Onset of Visual Disturbance
Many people with glaucoma also suffer from visual disturbance, especially in low light. They may not be able to see objects exactly as they are, with lines and edges appearing wavy or distorted. The tendency when this happens is to pass off the disturbance as some random error of sight but as the disease progresses, this nature of visual disturbance becomes hard to ignore. It is recommended that an ophthalmologist be consulted on the earliest incidence of this problem.
Various Kinds of Eye Irritability
Those with glaucoma face a lot of discomfort in their eyes in ways unrelated to vision. For instance, apart from pain in their eye(s), the area surrounding the eye also tends to get tender and achy . The eyes may get watery often with excessive tearing, especially when eyes are under strain (like when reading, watching TV, etc.). Alternately, the eye may feel dry and gritty, causing the urge to rub and itch.
Unusual Response to Light-Based Stimuli
People with glaucoma react very unusually to light-based stimuli, especially in the later stages of the condition. They may have problems in adjusting to a dark or dim room and may also have difficulties in lighted spaces or sources of glare.
Severe headaches accompanied by eye pain and blurred vision are also typical warning signs of closed-angle glaucoma. An attack of this kind should be handled in the emergency room.
Glaucoma can be treated with eye drops, pills, laser surgery, traditional surgery or a combination of these methods. The goal of any treatment is to prevent loss of vision. The good news is that glaucoma can be managed if detected early, and that with medical and/or surgical treatment, most people with glaucoma will not lose their sight.
If you have glaucoma, it is important to take your medications regularly and exactly as prescribed in order to control your eye pressure.

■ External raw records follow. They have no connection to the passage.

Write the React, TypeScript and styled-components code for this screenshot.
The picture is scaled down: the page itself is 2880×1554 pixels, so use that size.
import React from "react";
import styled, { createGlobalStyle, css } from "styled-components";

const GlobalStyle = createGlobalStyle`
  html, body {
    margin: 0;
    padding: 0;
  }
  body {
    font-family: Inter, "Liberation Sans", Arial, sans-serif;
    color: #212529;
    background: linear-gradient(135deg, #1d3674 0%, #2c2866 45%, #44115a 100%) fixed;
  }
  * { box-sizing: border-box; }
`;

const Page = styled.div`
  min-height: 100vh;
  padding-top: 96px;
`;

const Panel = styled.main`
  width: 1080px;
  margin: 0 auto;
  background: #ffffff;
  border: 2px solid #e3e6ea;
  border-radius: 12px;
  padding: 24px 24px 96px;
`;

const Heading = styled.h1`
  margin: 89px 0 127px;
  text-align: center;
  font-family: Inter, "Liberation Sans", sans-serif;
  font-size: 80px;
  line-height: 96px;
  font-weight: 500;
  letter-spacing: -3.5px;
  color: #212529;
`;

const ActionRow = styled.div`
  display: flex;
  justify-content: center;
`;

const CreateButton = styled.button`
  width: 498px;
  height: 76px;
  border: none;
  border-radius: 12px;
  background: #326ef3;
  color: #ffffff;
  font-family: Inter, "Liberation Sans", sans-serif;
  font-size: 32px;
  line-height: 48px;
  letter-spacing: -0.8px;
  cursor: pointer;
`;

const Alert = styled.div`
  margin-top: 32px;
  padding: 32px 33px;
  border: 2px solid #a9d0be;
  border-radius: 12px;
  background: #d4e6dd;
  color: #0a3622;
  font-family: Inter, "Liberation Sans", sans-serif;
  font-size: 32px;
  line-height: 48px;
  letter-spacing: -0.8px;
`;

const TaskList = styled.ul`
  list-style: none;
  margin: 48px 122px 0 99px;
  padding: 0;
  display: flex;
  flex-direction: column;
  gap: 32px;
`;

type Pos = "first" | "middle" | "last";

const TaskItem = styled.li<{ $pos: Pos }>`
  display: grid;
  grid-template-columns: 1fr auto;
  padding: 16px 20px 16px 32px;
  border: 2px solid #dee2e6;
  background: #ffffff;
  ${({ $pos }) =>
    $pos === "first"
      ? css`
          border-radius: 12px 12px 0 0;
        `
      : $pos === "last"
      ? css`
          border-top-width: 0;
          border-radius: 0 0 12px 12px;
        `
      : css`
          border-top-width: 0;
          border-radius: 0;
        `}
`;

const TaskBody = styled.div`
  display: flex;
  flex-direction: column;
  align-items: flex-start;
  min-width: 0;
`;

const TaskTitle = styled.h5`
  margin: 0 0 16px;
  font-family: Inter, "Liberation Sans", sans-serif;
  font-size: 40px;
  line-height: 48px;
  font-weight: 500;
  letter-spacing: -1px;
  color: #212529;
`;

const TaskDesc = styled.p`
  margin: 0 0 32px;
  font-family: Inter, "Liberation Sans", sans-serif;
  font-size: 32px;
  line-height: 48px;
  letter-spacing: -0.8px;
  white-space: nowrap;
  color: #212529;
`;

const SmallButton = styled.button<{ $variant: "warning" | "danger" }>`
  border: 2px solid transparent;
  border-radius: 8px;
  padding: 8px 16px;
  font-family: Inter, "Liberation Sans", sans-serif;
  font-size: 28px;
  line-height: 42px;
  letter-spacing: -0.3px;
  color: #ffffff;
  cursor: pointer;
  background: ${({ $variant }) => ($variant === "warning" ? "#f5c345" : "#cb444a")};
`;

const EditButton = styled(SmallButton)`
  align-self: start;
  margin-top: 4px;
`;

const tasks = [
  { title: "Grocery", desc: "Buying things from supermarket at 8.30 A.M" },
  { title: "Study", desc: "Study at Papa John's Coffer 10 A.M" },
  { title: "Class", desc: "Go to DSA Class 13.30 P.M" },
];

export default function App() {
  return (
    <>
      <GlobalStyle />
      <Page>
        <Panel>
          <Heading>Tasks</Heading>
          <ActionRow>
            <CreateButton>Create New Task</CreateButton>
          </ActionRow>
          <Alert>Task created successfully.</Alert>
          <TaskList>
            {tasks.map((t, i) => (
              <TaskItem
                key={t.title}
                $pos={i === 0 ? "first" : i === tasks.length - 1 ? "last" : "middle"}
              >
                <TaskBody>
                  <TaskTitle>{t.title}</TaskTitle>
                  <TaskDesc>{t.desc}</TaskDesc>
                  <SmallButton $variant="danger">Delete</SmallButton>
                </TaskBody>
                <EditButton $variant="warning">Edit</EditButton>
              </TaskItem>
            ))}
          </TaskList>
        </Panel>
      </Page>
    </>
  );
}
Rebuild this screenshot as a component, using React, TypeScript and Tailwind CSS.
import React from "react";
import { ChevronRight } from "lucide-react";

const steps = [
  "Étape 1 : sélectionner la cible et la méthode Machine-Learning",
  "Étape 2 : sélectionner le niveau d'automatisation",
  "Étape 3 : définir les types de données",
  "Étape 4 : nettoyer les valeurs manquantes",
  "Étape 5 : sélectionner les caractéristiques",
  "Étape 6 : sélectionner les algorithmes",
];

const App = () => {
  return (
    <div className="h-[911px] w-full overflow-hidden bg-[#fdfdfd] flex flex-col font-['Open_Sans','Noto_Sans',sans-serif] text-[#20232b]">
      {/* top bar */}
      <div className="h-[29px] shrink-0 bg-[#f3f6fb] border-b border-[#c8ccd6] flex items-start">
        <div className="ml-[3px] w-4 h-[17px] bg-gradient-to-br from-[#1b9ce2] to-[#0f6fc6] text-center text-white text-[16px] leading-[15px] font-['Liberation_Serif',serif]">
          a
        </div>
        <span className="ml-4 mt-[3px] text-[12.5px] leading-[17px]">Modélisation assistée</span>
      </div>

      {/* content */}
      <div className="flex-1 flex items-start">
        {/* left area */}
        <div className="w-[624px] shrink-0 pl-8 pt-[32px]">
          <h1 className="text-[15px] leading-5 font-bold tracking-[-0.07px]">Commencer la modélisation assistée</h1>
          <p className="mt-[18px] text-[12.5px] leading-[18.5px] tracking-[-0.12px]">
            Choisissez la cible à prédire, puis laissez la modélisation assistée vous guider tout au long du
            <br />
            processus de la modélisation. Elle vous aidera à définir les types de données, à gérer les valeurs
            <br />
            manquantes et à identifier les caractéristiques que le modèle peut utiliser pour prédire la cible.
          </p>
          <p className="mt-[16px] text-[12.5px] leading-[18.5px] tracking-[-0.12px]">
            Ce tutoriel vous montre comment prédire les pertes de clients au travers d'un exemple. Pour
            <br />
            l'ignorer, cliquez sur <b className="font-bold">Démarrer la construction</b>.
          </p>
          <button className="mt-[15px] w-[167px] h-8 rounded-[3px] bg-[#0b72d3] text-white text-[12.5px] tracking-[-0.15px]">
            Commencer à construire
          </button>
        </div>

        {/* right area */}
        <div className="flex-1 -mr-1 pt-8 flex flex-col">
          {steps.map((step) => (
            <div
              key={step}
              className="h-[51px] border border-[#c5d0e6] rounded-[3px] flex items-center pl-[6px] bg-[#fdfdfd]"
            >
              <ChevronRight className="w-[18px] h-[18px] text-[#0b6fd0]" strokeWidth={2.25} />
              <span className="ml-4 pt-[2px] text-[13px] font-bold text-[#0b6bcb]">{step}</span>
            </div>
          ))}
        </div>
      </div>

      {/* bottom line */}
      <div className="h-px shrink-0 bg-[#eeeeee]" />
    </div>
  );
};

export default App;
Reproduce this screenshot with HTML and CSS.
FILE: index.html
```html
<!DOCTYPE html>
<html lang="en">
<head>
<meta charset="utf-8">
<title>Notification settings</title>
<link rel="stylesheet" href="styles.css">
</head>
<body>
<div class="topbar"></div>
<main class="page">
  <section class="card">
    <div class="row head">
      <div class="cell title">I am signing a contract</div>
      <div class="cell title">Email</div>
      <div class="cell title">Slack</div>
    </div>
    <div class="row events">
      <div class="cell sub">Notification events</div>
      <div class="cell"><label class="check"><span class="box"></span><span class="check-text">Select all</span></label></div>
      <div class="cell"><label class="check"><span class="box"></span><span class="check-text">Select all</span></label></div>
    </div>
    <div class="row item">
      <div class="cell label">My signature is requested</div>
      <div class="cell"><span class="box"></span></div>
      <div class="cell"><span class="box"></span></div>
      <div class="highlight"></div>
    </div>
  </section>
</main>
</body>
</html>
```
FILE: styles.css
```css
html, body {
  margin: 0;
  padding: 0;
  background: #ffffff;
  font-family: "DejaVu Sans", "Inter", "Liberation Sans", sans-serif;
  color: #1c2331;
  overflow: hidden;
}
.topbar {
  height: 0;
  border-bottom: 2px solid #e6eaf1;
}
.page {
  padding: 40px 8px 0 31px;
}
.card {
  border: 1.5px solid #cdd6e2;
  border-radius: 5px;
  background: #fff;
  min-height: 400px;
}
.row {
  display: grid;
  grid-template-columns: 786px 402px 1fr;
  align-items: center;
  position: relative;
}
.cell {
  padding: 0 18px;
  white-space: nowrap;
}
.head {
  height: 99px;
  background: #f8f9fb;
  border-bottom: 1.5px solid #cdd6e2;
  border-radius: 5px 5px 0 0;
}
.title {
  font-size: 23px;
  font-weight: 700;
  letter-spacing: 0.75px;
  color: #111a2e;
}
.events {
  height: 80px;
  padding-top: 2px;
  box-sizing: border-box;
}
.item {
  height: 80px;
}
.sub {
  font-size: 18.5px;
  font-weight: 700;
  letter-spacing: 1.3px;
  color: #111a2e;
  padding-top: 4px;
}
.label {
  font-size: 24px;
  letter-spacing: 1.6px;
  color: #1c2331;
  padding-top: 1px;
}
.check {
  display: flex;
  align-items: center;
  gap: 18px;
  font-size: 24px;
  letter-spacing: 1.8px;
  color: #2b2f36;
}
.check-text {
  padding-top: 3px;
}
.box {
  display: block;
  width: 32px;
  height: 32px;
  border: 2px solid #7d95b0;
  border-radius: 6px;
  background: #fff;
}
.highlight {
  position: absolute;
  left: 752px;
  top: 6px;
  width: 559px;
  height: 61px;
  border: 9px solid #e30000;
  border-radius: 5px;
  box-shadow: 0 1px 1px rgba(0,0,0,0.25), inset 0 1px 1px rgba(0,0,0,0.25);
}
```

Your eye doctor may prescribe eye drops as treatment. Since eye drops are absorbed into the bloodstream, it is important to tell your doctor about other medications you are currently taking. Ask your doctor and/or pharmacist if the medications you are taking together are safe. Some drugs can be dangerous when mixed with other medications. To minimize absorption into the bloodstream and maximize the amount of drug absorbed in the eye, close your eye for one to two minutes after administering the drops and press your index finger lightly against the inside corner of your eyelid to close the tear duct which drains into the nose. While almost all eye drops may cause an uncomfortable burning or stinging sensation at first, the discomfort should last for only a few seconds.
Sometimes, when eye drops don’t sufficiently control your eye pressure , pills may be prescribed in addition to drops. These pills, which have more systemic side effects than drops, also serve to turn down the eye’s faucet and lessen the production of fluid. These medications are usually taken from two to four times daily. It is important to share this information with all your other doctors so they can prescribe medications for you which will not cause potentially dangerous interactions.
When medications do not achieve the desired results, or have intolerable side effects, your ophthalmologist may suggest surgery.
This month is Glaucoma Awareness Month. If you suffer from glaucoma, stay informed about the latest research on the disease and its treatment through the Glaucoma Research Foundation at glaucoma.org.